The Humane Society of Utah has set up in a room of its shelter three remote-controlled cat toys that people can control through the iPet Companion website. Visitors to the site wait their turn for a two-minute session that gives you control over the toys, and a surveillance camera to watch the cats play. Once the session is over, you can get back in line for another turn.
The Murray shelter launched the new feature Monday morning, and hope it will dispel the myth that a shelter is "a sad, depressing place" and shine special attention on cats who tend to get passed by, said spokeswoman Deann Shepherd.
Right now, the shelter is keeping foster cats in the room with the iPet technology. They hope that giving people chance to interact with the cats will help them "understand that there's still a lot of love in them, and that they're still great pets," Shepherd said.
The shelter plans on adding older cats to the room as well.
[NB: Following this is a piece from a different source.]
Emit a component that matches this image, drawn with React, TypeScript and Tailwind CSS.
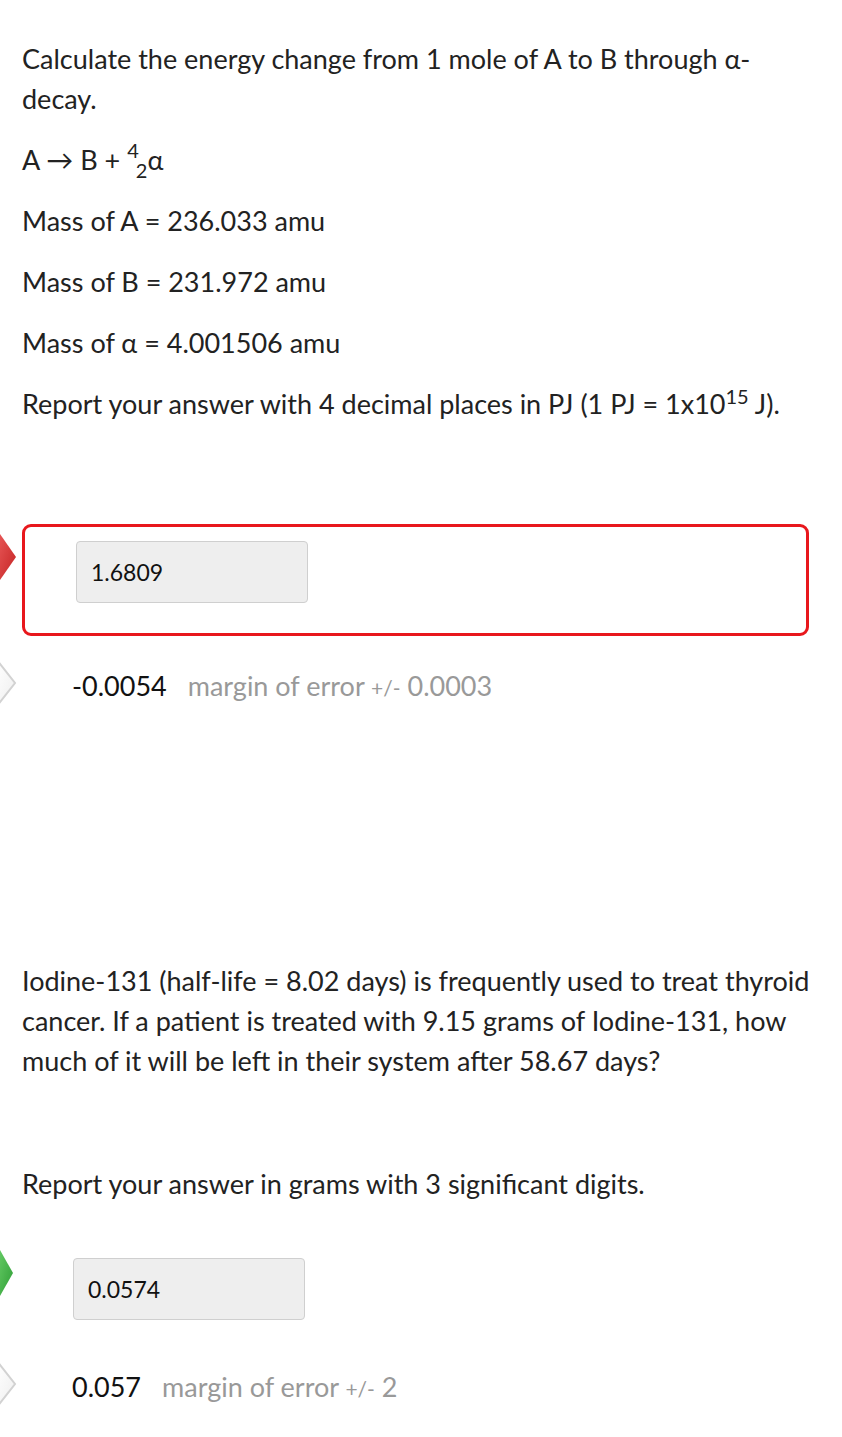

The technology also gives people a chance to play with cats if they can't own one because of an allergy, for instance, Shepherd said.
iPet Companion donated the technology to the Humane Society of Utah, making it one of only 13 shelters in the country with this technology, Shepherd said. The company has reported shelters enjoying an increase in adoptions and donations after introducing the toys and camera, Shepherd added.
To celebrate the new addition to the shelter, the Humane Society is waiving adoption fees for cats who are at least 7 months old. The waiver lasts through the end of the month. All cats adopted until April 30 will also receive a free microchip.